Short exercise:
Produce an exact transcription of the listing below, omitting the pictures.

Material provided:
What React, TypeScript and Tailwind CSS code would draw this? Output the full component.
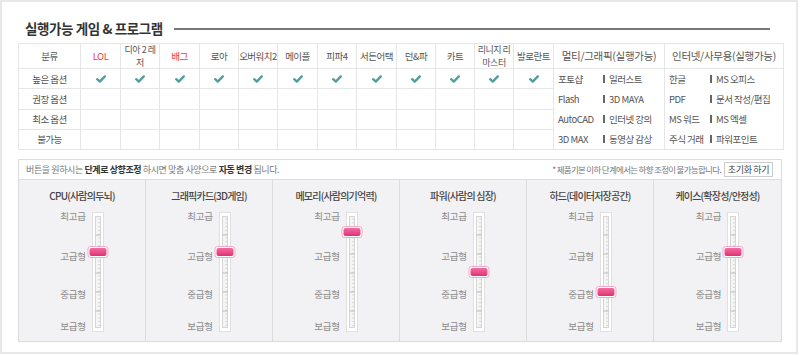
const games = [
  { name: "LOL", red: true },
  { name: "디아 2 레", name2: "저" },
  { name: "배그", red: true },
  { name: "로아" },
  { name: "오버워치2" },
  { name: "메이플" },
  { name: "피파4" },
  { name: "서든어택" },
  { name: "던&파" },
  { name: "카트" },
  { name: "리니지 리", name2: "마스터" },
  { name: "발로란트" },
];

const rows = ["높은 옵션", "권장 옵션", "최소 옵션", "불가능"];

const multi = [
  ["포토샵", "일러스트"],
  ["Flash", "3D MAYA"],
  ["AutoCAD", "인터넷 강의"],
  ["3D MAX", "동영상 감상"],
];

const office = [
  ["한글", "MS 오피스"],
  ["PDF", "문서 작성/편집"],
  ["MS 워드", "MS 엑셀"],
  ["주식 거래", "파워포인트"],
];

const parts = [
  { title: "CPU(사람의두뇌)", pos: 40 },
  { title: "그래픽카드(3D게임)", pos: 40 },
  { title: "메모리(사람의기억력)", pos: 20 },
  { title: "파워(사람의 심장)", pos: 60 },
  { title: "하드(데이터저장공간)", pos: 80 },
  { title: "케이스(확장성/안정성)", pos: 40 },
];

function Check() {
  return (
    <svg width="10" height="8" viewBox="0 0 10 8" className="mx-auto">
      <path
        d="M1.2 4.2 L3.8 6.6 L8.8 1.4"
        stroke="#4f9d9d"
        strokeWidth="2.3"
        fill="none"
        strokeLinecap="round"
        strokeLinejoin="round"
      />
    </svg>
  );
}

function Track() {
  const minor = [];
  for (let y = 7; y < 114; y += 3.8) minor.push(y);
  return (
    <svg width="12" height="120" viewBox="0 0 12 120">
      <rect x="0.5" y="0.5" width="11" height="119" fill="#fff" stroke="#e0e0e0" />
      <rect x="3.5" y="4.5" width="5" height="111" fill="#f5f5f5" stroke="#d6d6d6" />
      {minor.map((y) => (
        <line key={y} x1="6" x2="8.5" y1={y} y2={y} stroke="#d2d2d2" strokeWidth="0.8" />
      ))}
      {[23, 42, 61, 80, 99].map((y) => (
        <line key={y} x1="3.5" x2="8.5" y1={y} y2={y} stroke="#bbb" strokeWidth="1" />
      ))}
    </svg>
  );
}

function Pair({ items, w }: { items: string[][]; w: string }) {
  return (
    <div className="flex flex-col">
      {items.map(([a, b]) => (
        <div key={a} className="flex h-[20px] items-center whitespace-nowrap">
          <span className={w}>{a}</span>
          <span className="mr-[4px] inline-block h-[8px] w-[2px] bg-[#666]" />
          <span>{b}</span>
        </div>
      ))}
    </div>
  );
}

export default function App() {
  return (
    <div className="h-[355px] w-[800px] bg-white font-['Noto_Sans_CJK_KR','Noto_Sans',sans-serif]">
      <div className="h-[354px] w-[798px] border-2 border-[#e8e8e8] px-[16px] pt-[18px]">
        <div className="flex h-[18px] items-center pl-[7px] pr-[10px]">
          <h1 className="text-[13.5px] font-bold leading-none tracking-[-0.4px] text-[#333]">
            실행가능 게임 &amp; 프로그램
          </h1>
          <div className="ml-[11px] h-[2px] flex-1 bg-[#777]" />
        </div>

        <table className="mt-[5px] w-[765px] table-fixed border-collapse border border-[#cfcfcf] text-center text-[9.5px] tracking-[-0.5px] text-[#555]">
          <colgroup>
            <col className="w-[62px]" />
            <col className="w-[40px]" />
            <col className="w-[39px]" />
            <col className="w-[40px]" />
            <col className="w-[39px]" />
            <col className="w-[39px]" />
            <col className="w-[40px]" />
            <col className="w-[39px]" />
            <col className="w-[40px]" />
            <col className="w-[39px]" />
            <col className="w-[39px]" />
            <col className="w-[39px]" />
            <col className="w-[40px]" />
            <col className="w-[111px]" />
            <col className="w-[119px]" />
          </colgroup>
          <thead>
            <tr className="h-[25px]">
              <th className="border border-[#e6e6e6] p-0 font-normal">분류</th>
              {games.map((g) => (
                <th
                  key={g.name}
                  className={`border border-[#e6e6e6] p-0 font-normal whitespace-nowrap ${
                    g.red ? "text-[#f0383c]" : ""
                  }`}
                >
                  {g.name2 ? (
                    <div className="flex h-[24px] flex-col items-center justify-center text-[9px]">
                      <span className="leading-[13px]">{g.name}</span>
                      <span className="leading-[13px]">{g.name2}</span>
                    </div>
                  ) : (
                    g.name
                  )}
                </th>
              ))}
              <th className="border border-[#e6e6e6] p-0 text-[10.5px] font-normal tracking-[-0.3px]">
                멀티/그래픽(실행가능)
              </th>
              <th className="border border-[#e6e6e6] p-0 text-[10.5px] font-normal tracking-[-0.3px]">
                인터넷/사무용(실행가능)
              </th>
            </tr>
          </thead>
          <tbody>
            {rows.map((r, i) => (
              <tr key={r} className="h-[20px]">
                <td className="border border-[#e6e6e6] p-0">{r}</td>
                {games.map((g) => (
                  <td key={g.name} className="border border-[#e6e6e6] p-0">
                    {i === 0 && <Check />}
                  </td>
                ))}
                {i === 0 && (
                  <>
                    <td rowSpan={4} className="border border-[#e6e6e6] p-0 pl-[4px] text-left align-top">
                      <Pair items={multi} w="w-[45px]" />
                    </td>
                    <td rowSpan={4} className="border border-[#e6e6e6] p-0 pl-[4px] text-left align-top">
                      <Pair items={office} w="w-[41px]" />
                    </td>
                  </>
                )}
              </tr>
            ))}
          </tbody>
        </table>

        <div className="mt-[9px] w-[764px] border border-[#dcdcdc]">
          <div className="flex h-[19px] items-center justify-between pl-[7px] pr-[8px] text-[#777]">
            <p className="text-[9px] tracking-[-0.4px]">
              버튼을 원하시는 <b className="text-[#333]">단계로 상향조정</b> 하시면 맞춤 사양으로{" "}
              <b className="text-[#333]">자동 변경</b> 됩니다.
            </p>
            <div className="flex items-center gap-[3px] text-[8.5px] tracking-[-0.7px]">
              <span>* 제품기본 이하 단계에서는 하향 조정이 불가능합니다.</span>
              <span className="flex h-[15px] w-[49px] items-center justify-center border border-[#ccc] bg-white text-[9px] tracking-[-0.3px] text-[#444]">
                초기화 하기
              </span>
            </div>
          </div>
          <div className="grid grid-cols-6 border-t border-[#dcdcdc] bg-[#f2f2f4]">
            {parts.map((p, i) => (
              <div key={p.title} className={i < 5 ? "border-r border-[#dcdcdc]" : ""}>
                <div className="flex h-[30px] items-center justify-center text-[10px] font-medium tracking-[-0.8px] text-[#444]">
                  {p.title}
                </div>
                <div className="flex h-[131px] justify-center gap-[6px] pt-[2px]">
                  <div className="flex flex-col text-[9.5px] leading-[12px] tracking-[-0.2px] text-[#8a8a8a]">
                    <span className="mt-[-2px]">최고급</span>
                    <span className="mt-[28px]">고급형</span>
                    <span className="mt-[26px]">중급형</span>
                    <span className="mt-[20px]">보급형</span>
                  </div>
                  <div className="relative h-[120px] w-[12px]">
                    <Track />
                    <div
                      className="absolute left-1/2 h-[12px] w-[21px] -translate-x-1/2 rounded-[3px] border border-[#f3a9c7] bg-white p-[1px]"
                      style={{ top: p.pos - 6 }}
                    >
                      <div className="h-full rounded-[2px] bg-linear-to-b from-[#f46a9f] to-[#df2f76]" />
                    </div>
                  </div>
                </div>
              </div>
            ))}
          </div>
        </div>
      </div>
    </div>
  );
}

The completed task:
What React, TypeScript and Tailwind CSS code would draw this? Output the full component.
const games = [
  { name: "LOL", red: true },
  { name: "디아 2 레", name2: "저" },
  { name: "배그", red: true },
  { name: "로아" },
  { name: "오버워치2" },
  { name: "메이플" },
  { name: "피파4" },
  { name: "서든어택" },
  { name: "던&파" },
  { name: "카트" },
  { name: "리니지 리", name2: "마스터" },
  { name: "발로란트" },
];

const rows = ["높은 옵션", "권장 옵션", "최소 옵션", "불가능"];

const multi = [
  ["포토샵", "일러스트"],
  ["Flash", "3D MAYA"],
  ["AutoCAD", "인터넷 강의"],
  ["3D MAX", "동영상 감상"],
];

const office = [
  ["한글", "MS 오피스"],
  ["PDF", "문서 작성/편집"],
  ["MS 워드", "MS 엑셀"],
  ["주식 거래", "파워포인트"],
];

const parts = [
  { title: "CPU(사람의두뇌)", pos: 40 },
  { title: "그래픽카드(3D게임)", pos: 40 },
  { title: "메모리(사람의기억력)", pos: 20 },
  { title: "파워(사람의 심장)", pos: 60 },
  { title: "하드(데이터저장공간)", pos: 80 },
  { title: "케이스(확장성/안정성)", pos: 40 },
];

function Check() {
  return (
    <svg width="10" height="8" viewBox="0 0 10 8" className="mx-auto">
      <path
        d="M1.2 4.2 L3.8 6.6 L8.8 1.4"
        stroke="#4f9d9d"
        strokeWidth="2.3"
        fill="none"
        strokeLinecap="round"
        strokeLinejoin="round"
      />
    </svg>
  );
}

function Track() {
  const minor = [];
  for (let y = 7; y < 114; y += 3.8) minor.push(y);
  return (
    <svg width="12" height="120" viewBox="0 0 12 120">
      <rect x="0.5" y="0.5" width="11" height="119" fill="#fff" stroke="#e0e0e0" />
      <rect x="3.5" y="4.5" width="5" height="111" fill="#f5f5f5" stroke="#d6d6d6" />
      {minor.map((y) => (
        <line key={y} x1="6" x2="8.5" y1={y} y2={y} stroke="#d2d2d2" strokeWidth="0.8" />
      ))}
      {[23, 42, 61, 80, 99].map((y) => (
        <line key={y} x1="3.5" x2="8.5" y1={y} y2={y} stroke="#bbb" strokeWidth="1" />
      ))}
    </svg>
  );
}

function Pair({ items, w }: { items: string[][]; w: string }) {
  return (
    <div className="flex flex-col">
      {items.map(([a, b]) => (
        <div key={a} className="flex h-[20px] items-center whitespace-nowrap">
          <span className={w}>{a}</span>
          <span className="mr-[4px] inline-block h-[8px] w-[2px] bg-[#666]" />
          <span>{b}</span>
        </div>
      ))}
    </div>
  );
}

export default function App() {
  return (
    <div className="h-[355px] w-[800px] bg-white font-['Noto_Sans_CJK_KR','Noto_Sans',sans-serif]">
      <div className="h-[354px] w-[798px] border-2 border-[#e8e8e8] px-[16px] pt-[18px]">
        <div className="flex h-[18px] items-center pl-[7px] pr-[10px]">
          <h1 className="text-[13.5px] font-bold leading-none tracking-[-0.4px] text-[#333]">
            실행가능 게임 &amp; 프로그램
          </h1>
          <div className="ml-[11px] h-[2px] flex-1 bg-[#777]" />
        </div>

        <table className="mt-[5px] w-[765px] table-fixed border-collapse border border-[#cfcfcf] text-center text-[9.5px] tracking-[-0.5px] text-[#555]">
          <colgroup>
            <col className="w-[62px]" />
            <col className="w-[40px]" />
            <col className="w-[39px]" />
            <col className="w-[40px]" />
            <col className="w-[39px]" />
            <col className="w-[39px]" />
            <col className="w-[40px]" />
            <col className="w-[39px]" />
            <col className="w-[40px]" />
            <col className="w-[39px]" />
            <col className="w-[39px]" />
            <col className="w-[39px]" />
            <col className="w-[40px]" />
            <col className="w-[111px]" />
            <col className="w-[119px]" />
          </colgroup>
          <thead>
            <tr className="h-[25px]">
              <th className="border border-[#e6e6e6] p-0 font-normal">분류</th>
              {games.map((g) => (
                <th
                  key={g.name}
                  className={`border border-[#e6e6e6] p-0 font-normal whitespace-nowrap ${
                    g.red ? "text-[#f0383c]" : ""
                  }`}
                >
                  {g.name2 ? (
                    <div className="flex h-[24px] flex-col items-center justify-center text-[9px]">
                      <span className="leading-[13px]">{g.name}</span>
                      <span className="leading-[13px]">{g.name2}</span>
                    </div>
                  ) : (
                    g.name
                  )}
                </th>
              ))}
              <th className="border border-[#e6e6e6] p-0 text-[10.5px] font-normal tracking-[-0.3px]">
                멀티/그래픽(실행가능)
              </th>
              <th className="border border-[#e6e6e6] p-0 text-[10.5px] font-normal tracking-[-0.3px]">
                인터넷/사무용(실행가능)
              </th>
            </tr>
          </thead>
          <tbody>
            {rows.map((r, i) => (
              <tr key={r} className="h-[20px]">
                <td className="border border-[#e6e6e6] p-0">{r}</td>
                {games.map((g) => (
                  <td key={g.name} className="border border-[#e6e6e6] p-0">
                    {i === 0 && <Check />}
                  </td>
                ))}
                {i === 0 && (
                  <>
                    <td rowSpan={4} className="border border-[#e6e6e6] p-0 pl-[4px] text-left align-top">
                      <Pair items={multi} w="w-[45px]" />
                    </td>
                    <td rowSpan={4} className="border border-[#e6e6e6] p-0 pl-[4px] text-left align-top">
                      <Pair items={office} w="w-[41px]" />
                    </td>
                  </>
                )}
              </tr>
            ))}
          </tbody>
        </table>

        <div className="mt-[9px] w-[764px] border border-[#dcdcdc]">
          <div className="flex h-[19px] items-center justify-between pl-[7px] pr-[8px] text-[#777]">
            <p className="text-[9px] tracking-[-0.4px]">
              버튼을 원하시는 <b className="text-[#333]">단계로 상향조정</b> 하시면 맞춤 사양으로{" "}
              <b className="text-[#333]">자동 변경</b> 됩니다.
            </p>
            <div className="flex items-center gap-[3px] text-[8.5px] tracking-[-0.7px]">
              <span>* 제품기본 이하 단계에서는 하향 조정이 불가능합니다.</span>
              <span className="flex h-[15px] w-[49px] items-center justify-center border border-[#ccc] bg-white text-[9px] tracking-[-0.3px] text-[#444]">
                초기화 하기
              </span>
            </div>
          </div>
          <div className="grid grid-cols-6 border-t border-[#dcdcdc] bg-[#f2f2f4]">
            {parts.map((p, i) => (
              <div key={p.title} className={i < 5 ? "border-r border-[#dcdcdc]" : ""}>
                <div className="flex h-[30px] items-center justify-center text-[10px] font-medium tracking-[-0.8px] text-[#444]">
                  {p.title}
                </div>
                <div className="flex h-[131px] justify-center gap-[6px] pt-[2px]">
                  <div className="flex flex-col text-[9.5px] leading-[12px] tracking-[-0.2px] text-[#8a8a8a]">
                    <span className="mt-[-2px]">최고급</span>
                    <span className="mt-[28px]">고급형</span>
                    <span className="mt-[26px]">중급형</span>
                    <span className="mt-[20px]">보급형</span>
                  </div>
                  <div className="relative h-[120px] w-[12px]">
                    <Track />
                    <div
                      className="absolute left-1/2 h-[12px] w-[21px] -translate-x-1/2 rounded-[3px] border border-[#f3a9c7] bg-white p-[1px]"
                      style={{ top: p.pos - 6 }}
                    >
                      <div className="h-full rounded-[2px] bg-linear-to-b from-[#f46a9f] to-[#df2f76]" />
                    </div>
                  </div>
                </div>
              </div>
            ))}
          </div>
        </div>
      </div>
    </div>
  );
}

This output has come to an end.